Let $S^3$ denote the unit quaternions. Let $L_g : S^3 \to S^3$ denote the left translation action for each $g \in S^3$.
Let $X : S^3 \to T_pS^3$ be the vector field given by $p\mapsto X_p =pi$, where $i= (0, 1, 0, 0)$. We say that $X$ is left invariant if $d(L_g)_{g'}(X_{g'})=X_{gg'}$ for any $g, g' \in S^3$, where $d(L_g)$ denotes the differential.

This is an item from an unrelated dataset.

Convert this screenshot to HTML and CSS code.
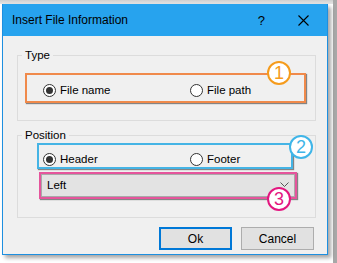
FILE: index.html
```html
<!DOCTYPE html>
<html lang="en">
<head>
    <meta charset="UTF-8">
    <title>Insert File Information</title>
    <link rel="stylesheet" href="styles.css">
</head>
<body>
    <div class="window">
        <!-- title bar -->
        <div class="titlebar">
            <span class="title">Insert File Information</span>
            <span class="help">?</span>
            <span class="close">
                <svg width="11" height="11" viewBox="0 0 11 11"><path d="M0.5 0.5 L10.5 10.5 M10.5 0.5 L0.5 10.5" stroke="#000" stroke-width="1.1" fill="none"/></svg>
            </span>
        </div>

        <div class="content">
            <fieldset class="group group-type">
                <legend>Type</legend>
                <div class="mark mark-orange">
                    <label class="radio radio-first"><span class="dot checked"></span>File name</label>
                    <label class="radio"><span class="dot"></span>File path</label>
                    <span class="badge badge-orange">1</span>
                </div>
            </fieldset>

            <fieldset class="group group-position">
                <legend>Position</legend>
                <div class="mark mark-blue">
                    <label class="radio radio-first"><span class="dot checked"></span>Header</label>
                    <label class="radio"><span class="dot"></span>Footer</label>
                    <span class="badge badge-blue">2</span>
                </div>
                <div class="mark mark-pink">
                    <div class="combo">
                        <span>Left</span>
                        <svg width="9" height="5" viewBox="0 0 9 5"><path d="M0.5 0.5 L4.5 4.5 L8.5 0.5" stroke="#555" stroke-width="1" fill="none"/></svg>
                    </div>
                    <span class="badge badge-pink">3</span>
                </div>
            </fieldset>

            <div class="buttons">
                <button class="btn btn-default">Ok</button>
                <button class="btn">Cancel</button>
            </div>
        </div>
    </div>
</body>
</html>
```

FILE: styles.css
```css
/* Base */
body {
    margin: 0;
    padding: 4px 0 0 0;
    font-family: "Liberation Sans", Arial, sans-serif;
    font-size: 11.5px;
    color: #000;
    background:
        linear-gradient(to right, transparent 333px, #a8a8a8 333px),
        linear-gradient(#cfcfcf, #e6e6e6 4px, #fff 4px);
    height: 263px;
    box-sizing: border-box;
    overflow: hidden;
}

/* Window frame */
.window {
    margin-left: 2px;
    width: 324px;
    border: 1px solid #1d8fe0;
    border-top: none;
    background: #f0f0f0;
    box-shadow: 3px 3px 4px rgba(0, 0, 0, 0.35);
}

.titlebar {
    height: 32px;
    background: #27a3ee;
    display: flex;
    align-items: center;
    padding: 0 18px 0 9px;
}

.title {
    font-size: 12px;
}

.help {
    margin-left: auto;
    font-size: 13px;
}

.close {
    margin-left: 33px;
    display: flex;
}

/* Dialog body */
.content {
    padding: 12px 11px 4px 14px;
}

.group {
    margin: 0;
    border: 1px solid #dcdcdc;
    min-width: 0;
}

.group legend {
    padding: 0 3px;
    margin-left: -3px;
    line-height: 14px;
}

.group-type {
    padding: 11px 9px 17px 7px;
}

.group-position {
    margin-top: 7px;
    padding: 1px 9px 18px 7px;
}

/* coloured highlight boxes */
.mark {
    position: relative;
    box-sizing: border-box;
    display: flex;
    box-shadow: 1px 1px 1px rgba(0, 0, 0, 0.45);
}

.mark-orange {
    height: 30px;
    border: 2px solid #f08a4b;
    align-items: center;
    padding: 5px 0 0 16px;
}

.mark-blue {
    margin-left: 12px;
    width: 256px;
    height: 26px;
    border: 2px solid #45b4e5;
    align-items: flex-end;
    padding: 0 0 1px 4px;
}

.mark-pink {
    margin: 3px 0 0 14px;
    width: 258px;
    height: 27px;
    border: 2px solid #e5559c;
}

.mark-blue .radio-first {
    min-width: 147px;
}

/* radio buttons */
.radio {
    display: flex;
    align-items: center;
    gap: 4px;
    line-height: 13px;
}

.radio-first {
    min-width: 147px;
}

.dot {
    width: 13px;
    height: 13px;
    box-sizing: border-box;
    border: 1px solid #333;
    border-radius: 50%;
    background: #fff;
    display: flex;
    align-items: center;
    justify-content: center;
}

.dot.checked::after {
    content: '';
    width: 7px;
    height: 7px;
    border-radius: 50%;
    background: #333;
}

/* numbered badges */
.badge {
    position: absolute;
    width: 24px;
    height: 24px;
    box-sizing: border-box;
    border: 2px solid;
    border-radius: 50%;
    background: #fff;
    font-size: 18px;
    line-height: 20px;
    text-align: center;
}

.badge-orange {
    color: #f59b1c;
    left: 240px;
    top: -14px;
}

.badge-blue {
    color: #3fb5e8;
    left: 250px;
    top: -10px;
}

.badge-pink {
    color: #e3167f;
    left: 226px;
    top: 13px;
}

/* combo box */
.combo {
    flex: 1;
    display: flex;
    align-items: center;
    justify-content: space-between;
    border: 1px solid #a9a9a9;
    background: #e3e3e3;
    padding: 0 5px 2px 5px;
}

/* buttons */
.buttons {
    display: flex;
    justify-content: flex-end;
    gap: 9px;
    margin-top: 9px;
    padding-right: 2px;
}

.btn {
    width: 73px;
    height: 23px;
    box-sizing: border-box;
    border: 1px solid #adadad;
    background: #e1e1e1;
    font-family: "Liberation Sans", Arial, sans-serif;
    font-size: 12px;
    color: #000;
    padding: 0;
}

.btn-default {
    border: 2px solid #0078d7;
}
```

Since the quaternions $\mathbb H \cong \mathbb R^4$, it is not hard to verify that $X$ is left invariant when it is viewed as a vector field on $\mathbb H$ and $L_g$ acts on all of $\mathbb H$. But if we view it as a vector field on $S^3$, then technically we need to use local charts on the sphere to compute the differential and tangent vectors. This gets much messier.
My question is whether the fact that $X$ is left invariant when viewed on all of $\mathbb H$ implies it is left invariant when restricted to the submanifold $S^3$. If so, why?
This indeed implies that $X$ is also left invariant when restricted tot $S^3$. This is because the manifold $S^3$ is a Lie subgroup of $\mathbb{H}$ and because the immersion map (the identity) $id\colon S^3 \to \mathbb{H}$ is a group morphism.
Let $L_g\colon \mathbb{H}\to \mathbb{H}$ be the left translation on the whole of $\mathbb{H}$. Then the maps $L_g\circ id$ on $S^3$ and the map $L_g$ on $\mathbb{H}$ are the same. In particular the differential $d(L_g\circ id)_{g'}(X_{g'})=X_{gg'}$ on $S^3$ is the same as the differential $dL_g(X_{g'})=X_{gg'}$ on $\mathbb{H}$. (Basically you are just taking a restriction.)